Talvez ainda não seja este o filme que fica para a história como o equilíbrio perfeito entre o original e a adaptação, mas o realizador Fernando Meirelles, conseguiu imprimir o tom de uma história que é uma gigantesca metáfora sobre os valores e a degradação da sociedade e da condição humana nos dias que correm.
É uma das melhores histórias do ano, num filme que cumpriu os objectivos.



"Brincadeiras Perigosas"
Michael Haneke parece ter uma dose considerável de arrogância quando assumiu que queria dar uma lição aos americanos, refazendo com elenco de caras conhecidas o filme premiado que marcou a década de 90.
O título Funny Games, está para além das Brincadeiras Perigosas, levadas a cabo pela dupla de jovens que tortura uma família nas férias.
Brincadeiras Perigosas podem ser também as manobras de um realizador que tenta provocar a plateia colectiva de um país, fornecendo-lhes de bandeja, (sem legendas), o original que dificilmente estariam dispostos a ver, com marca de produção e elenco austríaco.
Tal como o filme, Haneke continua a ser mestre na manipulação das histórias, e das audiências.
Tal como da primeira vez, e embora seja um decalque plano e plano, Brincadeiras Perigosas continua a ser um ensaio inteligente sobre a violência.

3 comentários:

Luís F. disse...

Excelente retrospectiva! (não gosto muito desta palavra, mas agora não me lembro de outra…)

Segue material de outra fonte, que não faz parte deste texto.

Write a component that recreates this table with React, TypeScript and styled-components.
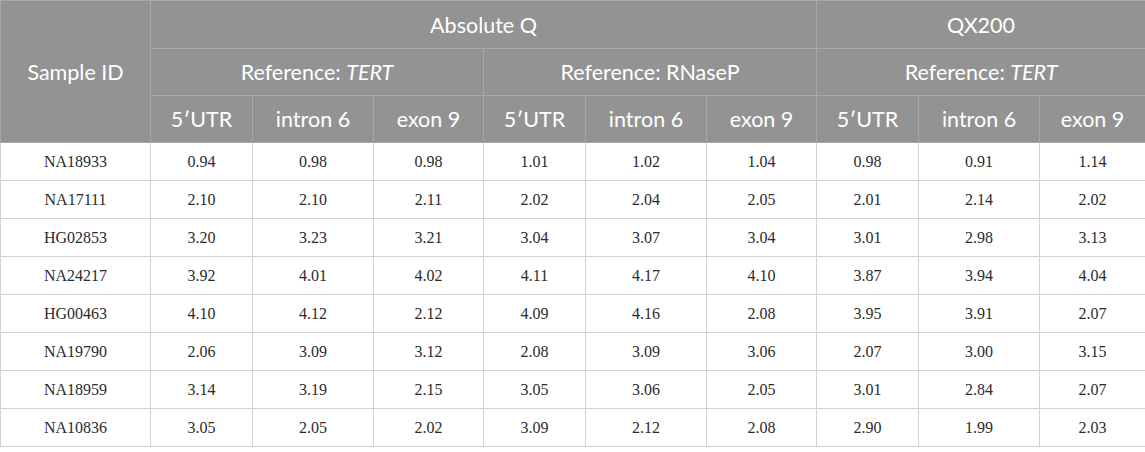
import React from "react";
import styled, { createGlobalStyle } from "styled-components";

const Global = createGlobalStyle`
  html, body { margin: 0; padding: 0; background: #ffffff; }
`;

const Table = styled.table`
  width: 1145px;
  table-layout: fixed;
  border-collapse: collapse;
  border: 1px solid #cfcfcf;
`;

const HeadCell = styled.th<{ $h: number }>`
  background: #939393;
  color: #ffffff;
  font-family: Lato, "Open Sans", sans-serif;
  font-weight: 400;
  font-size: 21.5px;
  height: ${(p) => p.$h}px;
  padding: 0;
  text-align: center;
  vertical-align: middle;
  border: 1px solid #a9a9a9;
  box-sizing: border-box;
`;

const Cell = styled.td`
  font-family: "Liberation Serif", "Times New Roman", serif;
  font-size: 16px;
  color: #2b2b2b;
  height: 38px;
  padding: 0;
  text-align: center;
  vertical-align: middle;
  border: 1px solid #d2d2d2;
  box-sizing: border-box;
`;

const widths = [150, 102, 121, 110, 102, 121, 110, 102, 121, 106];

const rows: string[][] = [
  ["NA18933", "0.94", "0.98", "0.98", "1.01", "1.02", "1.04", "0.98", "0.91", "1.14"],
  ["NA17111", "2.10", "2.10", "2.11", "2.02", "2.04", "2.05", "2.01", "2.14", "2.02"],
  ["HG02853", "3.20", "3.23", "3.21", "3.04", "3.07", "3.04", "3.01", "2.98", "3.13"],
  ["NA24217", "3.92", "4.01", "4.02", "4.11", "4.17", "4.10", "3.87", "3.94", "4.04"],
  ["HG00463", "4.10", "4.12", "2.12", "4.09", "4.16", "2.08", "3.95", "3.91", "2.07"],
  ["NA19790", "2.06", "3.09", "3.12", "2.08", "3.09", "3.06", "2.07", "3.00", "3.15"],
  ["NA18959", "3.14", "3.19", "2.15", "3.05", "3.06", "2.05", "3.01", "2.84", "2.07"],
  ["NA10836", "3.05", "2.05", "2.02", "3.09", "2.12", "2.08", "2.90", "1.99", "2.03"],
];

const SubHeads = () => (
  <>
    <HeadCell $h={47}>5′UTR</HeadCell>
    <HeadCell $h={47}>intron 6</HeadCell>
    <HeadCell $h={47}>exon 9</HeadCell>
  </>
);

export default function App() {
  return (
    <>
      <Global />
      <Table>
        <colgroup>
          {widths.map((w, i) => (
            <col key={i} style={{ width: w }} />
          ))}
        </colgroup>
        <thead>
          <tr>
            <HeadCell $h={48} rowSpan={3}>
              Sample ID
            </HeadCell>
            <HeadCell $h={48} colSpan={6}>
              Absolute Q
            </HeadCell>
            <HeadCell $h={48} colSpan={3}>
              QX200
            </HeadCell>
          </tr>
          <tr>
            <HeadCell $h={47} colSpan={3}>
              Reference: <i>TERT</i>
            </HeadCell>
            <HeadCell $h={47} colSpan={3}>
              Reference: RNaseP
            </HeadCell>
            <HeadCell $h={47} colSpan={3}>
              Reference: <i>TERT</i>
            </HeadCell>
          </tr>
          <tr>
            <SubHeads />
            <SubHeads />
            <SubHeads />
          </tr>
        </thead>
        <tbody>
          {rows.map((r) => (
            <tr key={r[0]}>
              {r.map((v, i) => (
                <Cell key={i}>{v}</Cell>
              ))}
            </tr>
          ))}
        </tbody>
      </Table>
    </>
  );
}
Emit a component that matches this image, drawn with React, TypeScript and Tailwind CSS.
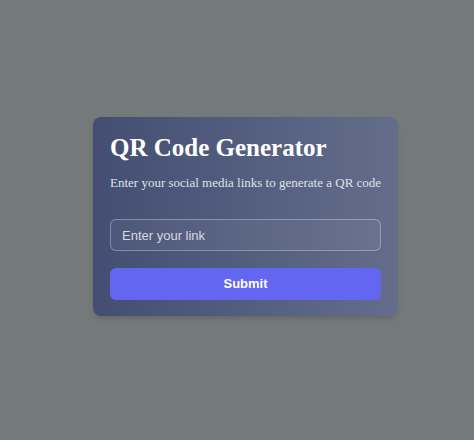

Não vi alguns dos filmes, mas gostava de ter visto… Dos que vi, concordo com quase tudo o que dizes.

Tens mesmo de “perder” um pouco do tempo que tens e aparecer mais por aqui, boa?

Anónimo disse...

I regularly visit your blog.
Keep on challenging!

Soft Bites disse...

Luis que bom reencontrar-te!
Vou regularmente fazer-te uma visita, mais regularmente do que escrevo aqui.
E quem é este senhor que também aparece?